Buying an existing franchise unit involves reviewing the current franchise agreement, financial records, lease terms, and any outstanding obligations such as litigation or deferred fees. Legal counsel helps confirm that the franchisor’s consent for assignment can be obtained and that the buyer understands continuing obligations and any conditions attached to the transfer. Counsel also assists in negotiating purchase terms, structuring closing conditions, and ensuring the transfer complies with franchisor policies and applicable registration requirements. This oversight reduces post-closing surprises and provides a clear path for operation under the existing franchise system.

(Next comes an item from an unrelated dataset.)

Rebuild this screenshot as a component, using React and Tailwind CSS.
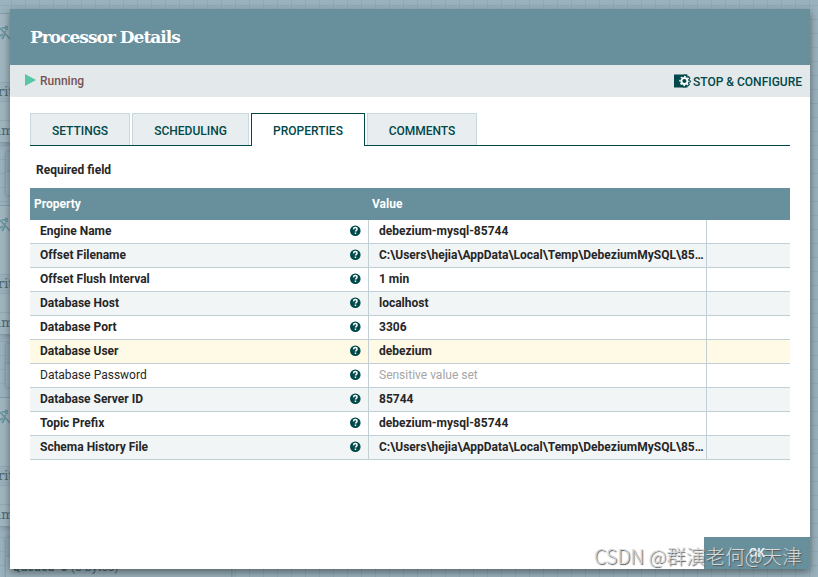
import { clsx } from "clsx";

const tabs = [
  { label: "SETTINGS", width: "w-[100px]" },
  { label: "SCHEDULING", width: "w-[117px]" },
  { label: "PROPERTIES", width: "w-[114px]", active: true },
  { label: "COMMENTS", width: "w-[110px]" },
];

const properties = [
  { name: "Engine Name", value: "debezium-mysql-85744", required: true },
  {
    name: "Offset Filename",
    value: "C:\\Users\\hejia\\AppData\\Local\\Temp\\DebeziumMySQL\\85…",
    required: true,
  },
  { name: "Offset Flush Interval", value: "1 min", required: true },
  { name: "Database Host", value: "localhost", required: true },
  { name: "Database Port", value: "3306", required: true },
  { name: "Database User", value: "debezium", required: true, hovered: true },
  { name: "Database Password", value: "Sensitive value set", sensitive: true },
  { name: "Database Server ID", value: "85744", required: true },
  { name: "Topic Prefix", value: "debezium-mysql-85744", required: true },
  {
    name: "Schema History File",
    value: "C:\\Users\\hejia\\AppData\\Local\\Temp\\DebeziumMySQL\\85…",
    required: true,
  },
];

const HelpIcon = () => (
  <svg viewBox="0 0 11 11" className="mb-[2px] h-[11px] w-[11px] shrink-0">
    <circle cx="5.3" cy="5.7" r="5.3" fill="#004849" />
    <path
      d="M3.5 4.4C3.6 3.1 4.3 2.6 5.3 2.6c1.1 0 1.8.6 1.8 1.5 0 1.2-1.6 1.2-1.6 2.5"
      fill="none"
      stroke="#fff"
      strokeWidth="1.5"
    />
    <rect x="4.7" y="7.5" width="1.5" height="1.5" fill="#fff" />
  </svg>
);

const StopConfigureIcon = () => (
  <svg viewBox="0 0 17 14" className="mb-px h-[14px] w-[17px]">
    <path d="M0 .5h13.5v13H0z" fill="#004849" />
    <circle cx="10.4" cy="7" r="5.6" fill="#004849" />
    <circle
      cx="10.4"
      cy="7"
      r="6"
      fill="none"
      stroke="#004849"
      strokeWidth="1.2"
      strokeDasharray="2.9 1.812"
      strokeDashoffset="1.45"
    />
    <circle cx="10.4" cy="7" r="3" fill="none" stroke="#fff" strokeWidth="1.9" />
    <circle
      cx="10.4"
      cy="7"
      r="4.5"
      fill="none"
      stroke="#fff"
      strokeWidth="1.4"
      strokeDasharray="1.7 1.834"
      strokeDashoffset="0.85"
    />
  </svg>
);

const CanvasProcessor = ({ className }) => (
  <div
    className={clsx(
      "absolute left-0 h-[130px] w-[240px] border-y border-[#829da8] bg-[#a0b6bf] text-[13px] text-[#4f686f] shadow-md",
      className
    )}
  >
    <svg viewBox="0 0 12 16" className="mt-[11px] h-4 w-3">
      <path
        d="M0 3l10 11"
        fill="none"
        stroke="#66909d"
        strokeWidth="1.4"
      />
      <path
        d="M2 3l4-.5M5 4l3 .5M5 9L2 14M6 6l-2 2M3 9L0 11"
        fill="none"
        stroke="#66909d"
        strokeWidth="1.6"
      />
      <circle cx="6.5" cy="2" r="1.4" fill="#66909d" />
    </svg>
    <div className="mt-[41px] flex h-[20px] items-center border-y border-[#91aab5] bg-[#9ab1bb] font-['DejaVu_Serif']">
      <span className="-ml-[2px]">rit</span>
    </div>
    <div className="mt-[18px] flex h-[21px] items-center border-t border-[#91aab5] font-['DejaVu_Serif']">
      <span className="-ml-[3px]">im</span>
    </div>
  </div>
);

const CanvasConnection = ({ className, children }) => (
  <div
    className={clsx(
      "absolute left-[6px] h-[43px] w-[225px] bg-[#9ab1bb] shadow-[0_0_3px_#67838f]",
      className
    )}
  >
    <div className="h-[20px] border-b border-[#879fa9] bg-[#92abb6]" />
    {children}
  </div>
);

const FlowCanvas = () => (
  <div className="absolute inset-0 bg-[#9ab2bd] bg-[linear-gradient(to_right,#90a9b5_1px,transparent_1px),linear-gradient(to_bottom,#90a9b5_1px,transparent_1px)] bg-[size:14px_14px] bg-[position:11px_5px]">
    <CanvasProcessor className="top-[13px]" />
    <CanvasConnection className="top-[152px]" />
    <CanvasProcessor className="top-[205px]" />
    <CanvasConnection className="top-[344px]" />
    <CanvasProcessor className="top-[397px]" />
    <CanvasConnection className="top-[537px]">
      <div className="mt-[3px] pl-[6px] text-[12.3px] leading-[15px] text-[#4f6870]">
        <b>Queued</b> &nbsp;<b>0</b> (0 bytes)
      </div>
    </CanvasConnection>
  </div>
);

const Tabs = () => (
  <div className="flex h-[33px] gap-[2px] border-b border-[#004849]">
    {tabs.map((tab) => (
      <button
        key={tab.label}
        type="button"
        className={clsx(
          "border border-b-0 pt-[2px] text-[12px] font-medium text-[#004849]",
          tab.width,
          tab.active
            ? "h-[33px] border-[#004849] bg-white"
            : "h-[32px] border-[#c7d9dc] bg-[#e8edef]"
        )}
      >
        {tab.label}
      </button>
    ))}
  </div>
);

const PropertyRow = ({ property, odd }) => (
  <div
    className={clsx(
      "flex h-6 border-b border-[#c2d0d6] text-[12px] leading-[23px] text-[#262626]",
      property.hovered ? "bg-[#fffae6]" : odd ? "bg-[#f2f5f6]" : "bg-white",
      property.required && "font-bold"
    )}
  >
    <div className="flex w-[339px] items-center justify-between border-r border-[#c2d0d6] pr-[7px] pl-[10px]">
      <span>{property.name}</span>
      <HelpIcon />
    </div>
    <div
      className={clsx(
        "w-[338px] truncate border-r border-[#c2d0d6] pl-[10px]",
        property.sensitive && "text-[#a5a5a5]"
      )}
    >
      {property.value}
    </div>
  </div>
);

const ProcessorDetails = () => (
  <div className="relative flex h-[560px] w-[800px] flex-col bg-white shadow-[0_3px_8px_rgba(0,0,0,0.45)]">
    <header className="flex h-14 shrink-0 items-center bg-[#688f9c] pt-[2px] pl-5">
      <h1 className="font-['Roboto_Slab','DejaVu_Serif',serif] text-[17px] font-bold tracking-[-0.98px] whitespace-nowrap text-white">
        Processor Details
      </h1>
    </header>
    <div className="flex h-8 shrink-0 items-center justify-between bg-[#e3e8eb] pr-2 pl-[15px]">
      <div className="flex items-center gap-1">
        <svg viewBox="0 0 11 12" className="mb-[2px] h-3 w-[11px]">
          <path d="M0 0l11 6L0 12z" fill="#56c7a2" />
        </svg>
        <span className="text-[12px] font-medium text-[#775351]">Running</span>
      </div>
      <button type="button" className="flex items-center gap-[2px] text-[12px] font-medium text-[#004849]">
        <StopConfigureIcon />
        <span className="pt-[2px]">STOP &amp; CONFIGURE</span>
      </button>
    </div>
    <main className="flex-1 px-5 pt-4">
      <Tabs />
      <p className="mt-4 mb-[10px] pl-[6px] text-[12px] leading-4 font-bold text-[#262626]">
        Required field
      </p>
      <div className="flex h-8 items-center bg-[#688f9c] text-[12px] font-bold text-white">
        <span className="w-[338px] pl-1">Property</span>
        <span className="pl-1">Value</span>
      </div>
      {properties.map((property, i) => (
        <PropertyRow key={property.name} property={property} odd={i % 2 === 1} />
      ))}
    </main>
    <footer className="flex h-8 justify-end">
      <button type="button" className="w-[106px] bg-[#688f9c] text-[12px] font-medium text-white">
        OK
      </button>
    </footer>
  </div>
);

const App = () => (
  <div className="relative h-[577px] w-[818px] overflow-hidden font-['Roboto',sans-serif]">
    <FlowCanvas />
    <div className="px-[10px] pt-[9px]">
      <ProcessorDetails />
    </div>
    <div className="absolute top-[542px] left-[594px] font-['Noto_Sans_CJK_SC',sans-serif] text-[19.6px] leading-[28px] font-light whitespace-nowrap text-[#d5d9db] [text-shadow:1px_1px_1px_#555]">
      CSDN @群演老何@天津
    </div>
  </div>
);

export default App;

The FDD review and state registration timeline varies by complexity and jurisdiction. Preparing an FDD can take several weeks depending on the availability of financial and corporate information, while state registration review periods range from weeks to months based on regulator workloads and the need for supplemental information. Early planning helps avoid delays in offering franchises. Working with counsel accelerates preparation, reduces back-and-forth with regulators, and ensures materials meet state standards. Timely responses to regulator questions and complete submissions increase the likelihood of faster approvals and smoother rollout for franchise offerings.